As new arrivals, my wife and I are struck by North Carolina’s ubiquitous beauty, the friendliness of its people, and the accessibility to all things that make a higher quality of life. As we enjoy our region’s bounty, we covenant to become part of the solutions rather than ignore the problems. We strive to make the reasonable and simple argument before those entrusted with the stewardship of our natural resources to:
• be a force for common good;
• keep the equation for change balanced with the interests of our children and grandchildren;
• judge the merits of a destruction of nature on the principles of natural law to “do good and avoid evil.”
In our recent letter to Secretary William Ross, N.C. Department of Environment and Natural Resources, we asked, “Please call on all of our citizens for help in making those important decisions which keep you awake at night. Together, not separately, we can form a patronage for all mankind to seek the truth about the stewardship of our North Carolina abundance.”
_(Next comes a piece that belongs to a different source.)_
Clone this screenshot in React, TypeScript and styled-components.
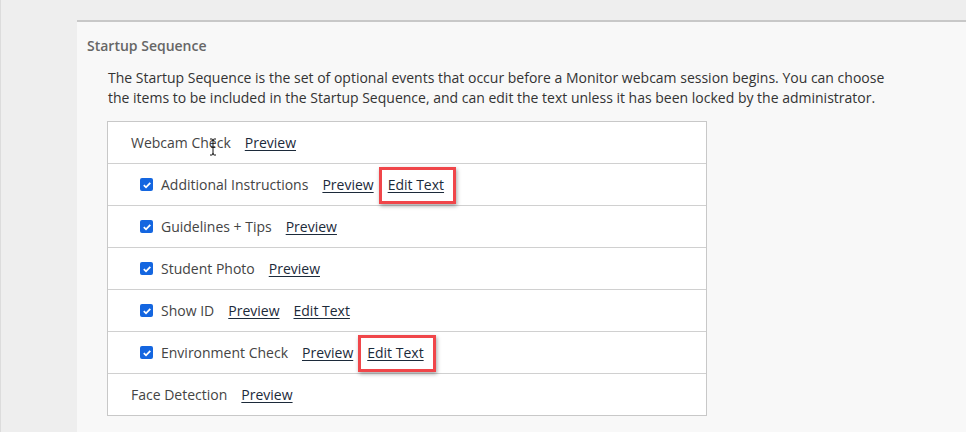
import styled, { createGlobalStyle } from "styled-components";

const GlobalStyle = createGlobalStyle`
    html, body {
        margin: 0;
        padding: 0;
        background-color: #eeeeee;
        font-family: "Open Sans", "Liberation Sans", sans-serif;
    }
`

export const Page = styled.div`
    display: flex;
    height: 432px;
    padding: 20px 0 0 76px;
    box-sizing: border-box;
    border-left: 1px solid #dcdcdc;
    overflow: hidden;
`

export const Panel = styled.section`
    flex: 1;
    background-color: #f8f8f8;
    border-top: 2px solid #c8c8c8;
    padding: 14px 10px 0 10px;
`

export const Title = styled.h2`
    margin: 0;
    font-size: 14px;
    line-height: 20px;
    font-weight: 600;
    color: #666666;
`

export const Description = styled.p`
    margin: 12px 0 0 21px;
    width: 800px;
    font-size: 14px;
    line-height: 20px;
    color: #333333;
`

export const Table = styled.div`
    position: relative;
    box-sizing: border-box;
    margin: 13px 0 0 20px;
    width: 600px;
    background-color: #ffffff;
    border: 1px solid #c8c8c8;
`

export const Row = styled.div<{ $indent?: boolean }>`
    display: flex;
    align-items: center;
    gap: 14px;
    height: 41px;
    padding-left: ${(p) => (p.$indent ? 32 : 23)}px;
    font-size: 14px;
    color: #444444;

    & + & {
        border-top: 1px solid #d0d0d0;
    }
`

export const Label = styled.span`
    display: flex;
    align-items: center;
    gap: 8px;
`

export const Box = styled.span`
    display: inline-flex;
    align-items: center;
    justify-content: center;
    width: 13px;
    height: 13px;
    border-radius: 2px;
    background-color: #1466e0;
`

export const Link = styled.a`
    color: #1c2a3a;
    text-decoration: underline;
    text-underline-offset: 2px;
    cursor: pointer;
`

export const Highlight = styled.span`
    position: relative;

    &::after {
        content: "";
        position: absolute;
        left: -9px;
        right: -12px;
        top: -8px;
        bottom: -10px;
        border: 3px solid #f0464a;
        box-shadow: 1px 2px 4px rgba(0, 0, 0, 0.35);
        pointer-events: none;
    }
`

export const Cursor = styled.svg`
    position: absolute;
    left: 101px;
    top: 16px;
`

const Check = () => (
    <Box>
        <svg width="10" height="10" viewBox="0 0 10 10">
            <path d="M1.8 5.2 L4 7.3 L8.3 2.8" fill="none" stroke="#fff" strokeWidth="1.8" />
        </svg>
    </Box>
)

interface Item {
    name: string
    checkbox: boolean
    edit: boolean
    highlight?: boolean
}

const items: Item[] = [
    { name: "Webcam Check", checkbox: false, edit: false },
    { name: "Additional Instructions", checkbox: true, edit: true, highlight: true },
    { name: "Guidelines + Tips", checkbox: true, edit: false },
    { name: "Student Photo", checkbox: true, edit: false },
    { name: "Show ID", checkbox: true, edit: true },
    { name: "Environment Check", checkbox: true, edit: true, highlight: true },
    { name: "Face Detection", checkbox: false, edit: false },
]

export default function App() {
    return (
        <>
            <GlobalStyle />
            <Page>
                <Panel>
                    <Title>Startup Sequence</Title>
                    <Description>
                        The Startup Sequence is the set of optional events that occur before a Monitor webcam session begins. You can choose the items to be included in the Startup Sequence, and can edit the text unless it has been locked by the administrator.
                    </Description>
                    <Table>
                        {items.map((it) => (
                            <Row key={it.name} $indent={it.checkbox}>
                                <Label>
                                    {it.checkbox && <Check />}
                                    {it.name}
                                </Label>
                                <Link>Preview</Link>
                                {it.edit && (it.highlight ? (
                                    <Highlight><Link>Edit Text</Link></Highlight>
                                ) : (
                                    <Link>Edit Text</Link>
                                ))}
                            </Row>
                        ))}
                        <Cursor width="8" height="18" viewBox="0 0 8 18">
                            <path d="M1 1 H3 Q4 1 4 3 V15 Q4 17 5 17 H7 M1 17 H3 Q4 17 4 15 M4 3 Q4 1 5 1 H7 M2 9 H6" fill="none" stroke="#111" strokeWidth="1" />
                        </Cursor>
                    </Table>
                </Panel>
            </Page>
        </>
    )
}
We have seen the inexorable complexities of government’s approach to environmental issues. We have personally suffered as victims of developer misdeeds. We now know how critical it is to not allow the dissipation of our natural resources. One voice can be heard and can make a difference. Get involved; even more so if you are new to our state.
— Tom Morgan
In our Nov. 8 article “He Knows Why the Caged Bird Sings,” Asheville Development Planning Specialist Christine Logan should have been quoted as saying a variance can be “applied for” at any time, instead of “granted” at any time.